RECORD EXTRACTS -

┌──

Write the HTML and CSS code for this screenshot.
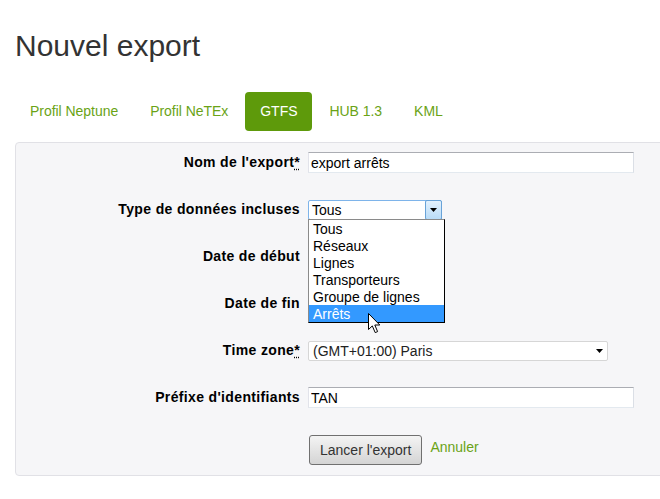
FILE: index.html
```html
<!DOCTYPE html>
<html lang="fr">
<head>
<meta charset="utf-8">
<title>Nouvel export</title>
<link rel="stylesheet" href="styles.css">
</head>
<body>
<div class="page">
  <h1 class="title">Nouvel export</h1>
  <ul class="tabs">
    <li><a class="tab" href="#">Profil Neptune</a></li>
    <li><a class="tab" href="#">Profil NeTEx</a></li>
    <li><a class="tab active" href="#">GTFS</a></li>
    <li><a class="tab" href="#">HUB 1.3</a></li>
    <li><a class="tab" href="#">KML</a></li>
  </ul>
  <form class="panel">
    <div class="row">
      <label class="lbl">Nom de l'export<abbr class="req" title="requis">*</abbr></label>
      <div class="ctl"><input class="txt" type="text" value="export arrêts"></div>
    </div>
    <div class="row">
      <label class="lbl">Type de données incluses</label>
      <div class="ctl">
        <div class="combo">
          <div class="sel">
            <span class="sel-text">Tous</span>
            <span class="sel-btn"><svg width="7" height="4" viewBox="0 0 7 4"><path d="M0 0H7L3.5 4Z" fill="#000"/></svg></span>
          </div>
          <ul class="list">
            <li class="opt">Tous</li>
            <li class="opt">Réseaux</li>
            <li class="opt">Lignes</li>
            <li class="opt">Transporteurs</li>
            <li class="opt">Groupe de lignes</li>
            <li class="opt hl">Arrêts</li>
          </ul>
          <svg class="cursor" width="13" height="21" viewBox="0 0 13 21"><path d="M0.5 0.5V16.5L4.3 12.9L7.2 19.6L9.6 18.6L6.8 12H11.8Z" fill="#fff" stroke="#000" stroke-width="1" stroke-linejoin="miter"/></svg>
        </div>
      </div>
    </div>
    <div class="row">
      <label class="lbl">Date de début</label>
      <div class="ctl"><input class="txt short" type="text"></div>
    </div>
    <div class="row">
      <label class="lbl">Date de fin</label>
      <div class="ctl"><input class="txt short" type="text"></div>
    </div>
    <div class="row">
      <label class="lbl">Time zone<abbr class="req" title="requis">*</abbr></label>
      <div class="ctl">
        <div class="tz">
          <span>(GMT+01:00) Paris</span>
          <svg width="7" height="4" viewBox="0 0 7 4"><path d="M0 0H7L3.5 4Z" fill="#000"/></svg>
        </div>
      </div>
    </div>
    <div class="row">
      <label class="lbl">Préfixe d'identifiants</label>
      <div class="ctl"><input class="txt" type="text" value="TAN"></div>
    </div>
    <div class="row actions">
      <div></div>
      <div class="ctl act">
        <button class="go" type="button">Lancer l'export</button>
        <a class="cancel" href="#">Annuler</a>
      </div>
    </div>
  </form>
</div>
</body>
</html>
```
FILE: styles.css
```css
html, body {
  margin: 0;
  padding: 0;
  background: #fff;
  overflow: hidden;
}
body {
  font-family: "Liberation Sans", Arial, sans-serif;
  font-size: 14px;
  color: #000;
}
.page {
  padding-left: 15px;
  width: 720px;
}
.title {
  margin: 29px 0 0;
  font-size: 30px;
  line-height: 33px;
  font-weight: normal;
  color: #333;
}
.tabs {
  display: flex;
  gap: 2px;
  list-style: none;
  margin: 30px 0 0;
  padding: 0;
}
.tab {
  display: block;
  padding: 10px 15px;
  line-height: 19px;
  font-size: 14px;
  letter-spacing: -0.04px;
  color: #6aa316;
  text-decoration: none;
  border-radius: 4px;
}
.tab.active {
  background: #5e9a0b;
  color: #fff;
}
.panel {
  margin: 11px 0 0;
  width: 700px;
  border: 1px solid #e1e1e6;
  border-radius: 4px;
  background: #f6f6f8;
  padding: 9px 0 10px;
}
.row {
  display: grid;
  grid-template-columns: 284px 1fr;
  column-gap: 8px;
  align-items: center;
  height: 21px;
  margin-bottom: 26px;
}
.row.actions {
  height: auto;
  margin-bottom: 0;
  align-items: start;
}
.lbl {
  text-align: right;
  font-weight: bold;
  font-size: 14px;
  line-height: 21px;
  letter-spacing: 0.35px;
  color: #000;
}
.req {
  text-decoration: underline dotted;
  text-underline-offset: 2px;
  cursor: help;
}
.ctl {
  position: relative;
  display: flex;
  align-items: center;
}
.txt {
  box-sizing: border-box;
  width: 326px;
  height: 21px;
  margin: 0;
  padding: 0 2px;
  border: 1px solid;
  border-color: #abadb3 #dbdfe6 #e3e9ef #e2e3ea;
  background: #fff;
  font: 14px "Liberation Sans", Arial, sans-serif;
  color: #000;
  outline: none;
}
.txt.short {
  width: 120px;
}
.combo {
  position: relative;
}
.sel {
  box-sizing: border-box;
  width: 134px;
  height: 20px;
  display: flex;
  align-items: stretch;
  border: 1px solid #7eb4ea;
  border-radius: 2px;
  background: #fff;
  font-size: 14px;
  line-height: 18px;
}
.sel-text {
  flex: 1;
  padding-left: 3px;
  color: #000;
}
.sel-btn {
  box-sizing: border-box;
  width: 17px;
  display: flex;
  align-items: center;
  justify-content: center;
  border: 1px solid #69a3d8;
  border-radius: 2px;
  margin: -1px -1px -1px 0;
  background: linear-gradient(#e3f1fd, #b9dcf8);
}
.list {
  position: absolute;
  z-index: 5;
  top: 19px;
  left: 0;
  box-sizing: border-box;
  width: 137px;
  margin: 0;
  padding: 0;
  list-style: none;
  border: 1px solid #000;
  border-left-color: #8a8a8a;
  border-top-color: #8a8a8a;
  background: #fff;
}
.opt {
  height: 17px;
  line-height: 18px;
  padding-left: 4px;
  font-size: 14px;
  color: #000;
  white-space: nowrap;
}
.opt.hl {
  background: #3399ff;
  color: #fff;
}
.cursor {
  position: absolute;
  z-index: 6;
  left: 60px;
  top: 113px;
}
.tz {
  box-sizing: border-box;
  width: 300px;
  height: 20px;
  display: flex;
  align-items: center;
  justify-content: space-between;
  padding: 0 4px;
  border: 1px solid #d6d6d6;
  border-radius: 2px;
  background: #fff;
  font-size: 14px;
  color: #222;
}
.act {
  align-items: flex-start;
}
.go {
  box-sizing: border-box;
  height: 30px;
  margin: 1px 0 0 1px;
  padding: 0 10px;
  border: 1px solid #707070;
  border-radius: 3px;
  background: linear-gradient(#f4f4f4, #d4d4d4);
  font: 14px "Liberation Sans", Arial, sans-serif;
  color: #333;
}
.cancel {
  margin: 3px 0 0 8px;
  line-height: 20px;
  color: #6aa316;
  text-decoration: none;
}
```
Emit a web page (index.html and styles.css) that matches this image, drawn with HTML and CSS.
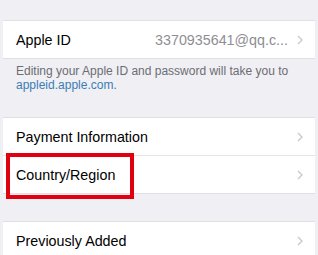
FILE: index.html
```html
<!DOCTYPE html>
<html lang="en">
<head>
    <meta charset="UTF-8">
    <meta name="viewport" content="width=device-width, initial-scale=1.0">
    <title>Apple ID</title>
    <link rel="stylesheet" href="styles.css">
</head>
<body>
    <div class="screen">
        <div class="group">
            <div class="cell">
                <span class="label">Apple ID</span>
                <span class="value">3370935641@qq.c...</span>
                <svg class="chevron" viewBox="0 0 6 10"><path d="M1 1 L5 5 L1 9" /></svg>
            </div>
        </div>
        <p class="footer">
            Editing your Apple ID and password will take you to
            <a href="#">appleid.apple.com</a>.
        </p>

        <div class="group">
            <div class="cell">
                <span class="label">Payment Information</span>
                <svg class="chevron" viewBox="0 0 6 10"><path d="M1 1 L5 5 L1 9" /></svg>
            </div>
            <div class="cell highlighted">
                <span class="label">Country/Region</span>
                <svg class="chevron" viewBox="0 0 6 10"><path d="M1 1 L5 5 L1 9" /></svg>
            </div>
        </div>

        <div class="group spaced">
            <div class="cell">
                <span class="label">Previously Added</span>
                <svg class="chevron" viewBox="0 0 6 10"><path d="M1 1 L5 5 L1 9" /></svg>
            </div>
        </div>
    </div>
</body>
</html>
```

FILE: styles.css
```css
body {
    margin: 0;
    background: #efeff4;
    font-family: "Liberation Sans", Arial, sans-serif;
    color: #000;
}
.screen {
    padding: 20px 3px 0 3px;
}
.group {
    background: white;
    border-top: 1px solid #e0e0e4;
    border-bottom: 1px solid #e0e0e4;
}
.group.spaced {
    margin-top: 27px;
}
.cell {
    position: relative;
    display: flex;
    align-items: center;
    height: 37px;
    padding: 0 12px 0 13px;
    font-size: 14.3px;
}
.cell + .cell {
    border-top: 1px solid #e6e6ea;
}
.label {
    flex: 1;
}
.value {
    color: #8e8e93;
    margin-right: 9px;
}
.chevron {
    width: 6px;
    height: 10px;
    fill: none;
    stroke: #c7c7cc;
    stroke-width: 1.3;
}
.footer {
    margin: 0 0 25px 0;
    padding: 5px 13px 0 13px;
    font-size: 12px;
    line-height: 14px;
    color: #6d6d72;
}
.footer a {
    color: #3b7db3;
    text-decoration: none;
}

/* red annotation box */
.highlighted::after {
    content: "";
    position: absolute;
    left: 3px;
    top: -3px;
    width: 120px;
    height: 38px;
    border: 4px solid #e0000f;
}
```
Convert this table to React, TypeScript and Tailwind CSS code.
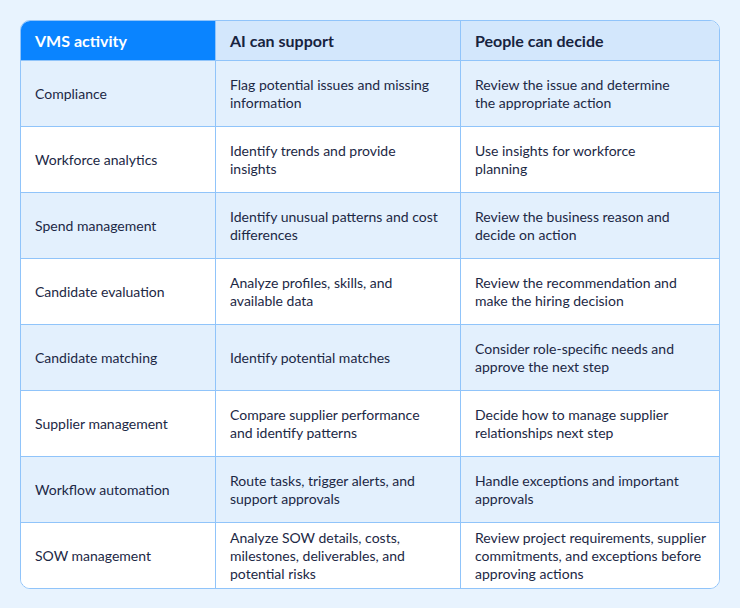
import React from "react";

const rows: [string, string[], string[]][] = [
  ["Compliance", ["Flag potential issues and missing", "information"], ["Review the issue and determine", "the appropriate action"]],
  ["Workforce analytics", ["Identify trends and provide", "insights"], ["Use insights for workforce", "planning"]],
  ["Spend management", ["Identify unusual patterns and cost", "differences"], ["Review the business reason and", "decide on action"]],
  ["Candidate evaluation", ["Analyze profiles, skills, and", "available data"], ["Review the recommendation and", "make the hiring decision"]],
  ["Candidate matching", ["Identify potential matches"], ["Consider role-specific needs and", "approve the next step"]],
  ["Supplier management", ["Compare supplier performance", "and identify patterns"], ["Decide how to manage supplier", "relationships next step"]],
  ["Workflow automation", ["Route tasks, trigger alerts, and", "support approvals"], ["Handle exceptions and important", "approvals"]],
  ["SOW management", ["Analyze SOW details, costs,", "milestones, deliverables, and", "potential risks"], ["Review project requirements, supplier", "commitments, and exceptions before", "approving actions"]],
];

function Lines({ lines }: { lines: string[] }) {
  return (
    <div className="flex flex-col">
      {lines.map((l, i) => (
        <span key={i} className="whitespace-nowrap">{l}</span>
      ))}
    </div>
  );
}

export default function App() {
  return (
    <div
      className="w-[740px] h-[608px] bg-[#e8f3fe] p-[20px]"
      style={{ fontFamily: "Lato, 'Noto Sans', sans-serif" }}
    >
      <div className="w-[700px] border border-[#90c4fa] rounded-[10px] overflow-hidden bg-white">
        <div className="grid grid-cols-[194px_245px_1fr] h-[39px] text-[16px] font-bold">
          <div className="bg-[#0a84ff] text-white flex items-center px-[14px]">VMS activity</div>
          <div className="bg-[#d3e7fc] text-[#17233f] border-l border-[#90c4fa] flex items-center px-[14px]">AI can support</div>
          <div className="bg-[#d3e7fc] text-[#17233f] border-l border-[#90c4fa] flex items-center px-[14px]">People can decide</div>
        </div>
        {rows.map((r, i) => (
          <div
            key={i}
            className={
              "grid grid-cols-[194px_245px_1fr] h-[66px] border-t border-[#90c4fa] text-[14px] leading-[18px] text-[#1c2845] " +
              (i % 2 === 0 ? "bg-[#e3f0fd]" : "bg-white")
            }
          >
            <div className="flex items-center px-[14px]">{r[0]}</div>
            <div className="flex items-center px-[14px] border-l border-[#90c4fa]">
              <Lines lines={r[1]} />
            </div>
            <div className="flex items-center pl-[14px] pr-[12px] border-l border-[#90c4fa]">
              <Lines lines={r[2]} />
            </div>
          </div>
        ))}
      </div>
    </div>
  );
}
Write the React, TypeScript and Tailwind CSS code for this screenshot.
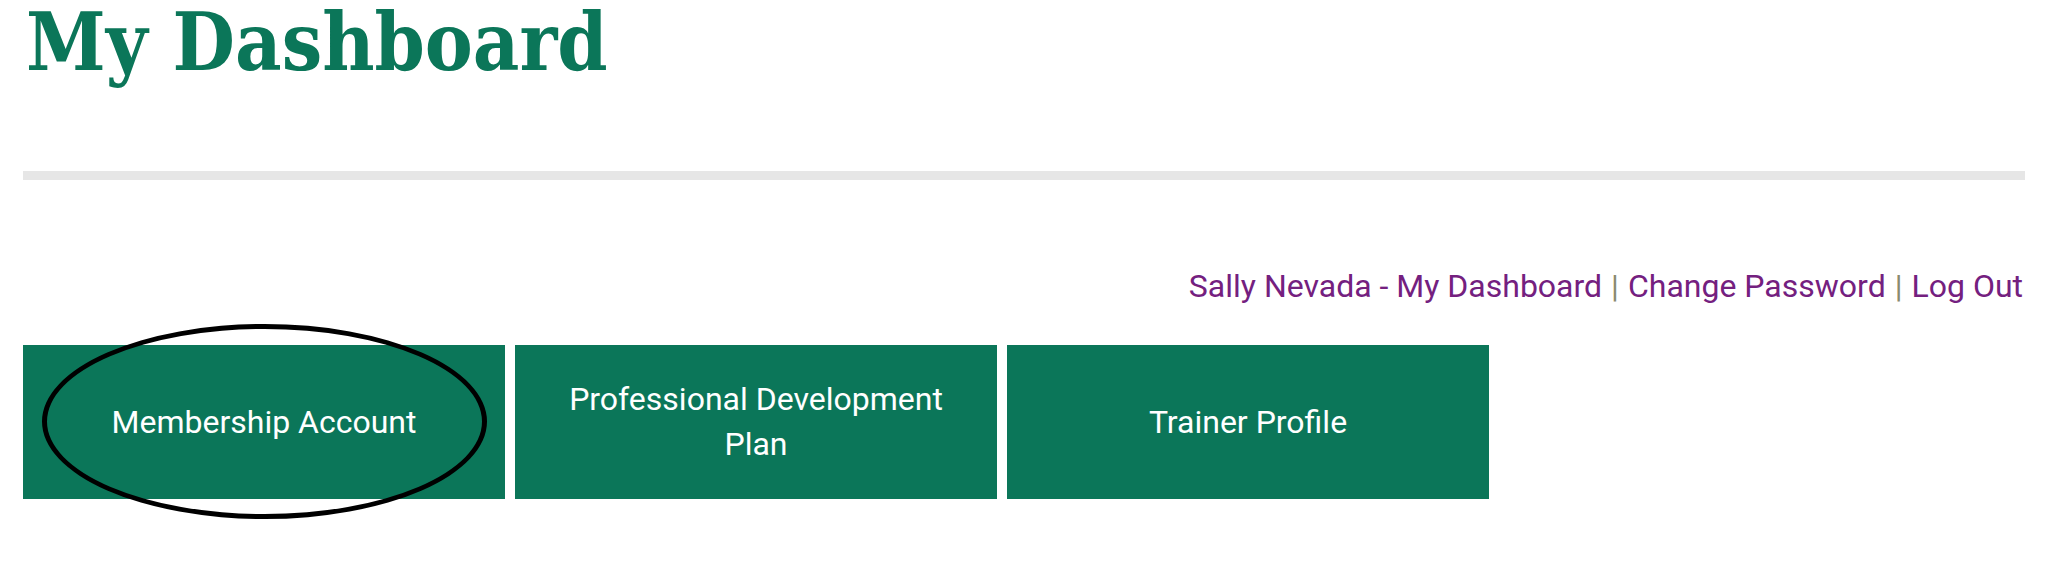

└──

WHAT THE EXERCISE ASKS - Examine the data above and state how many of its lines contain the word "screenshot", with no further remarks.

RESULT FOR THIS TASK - 2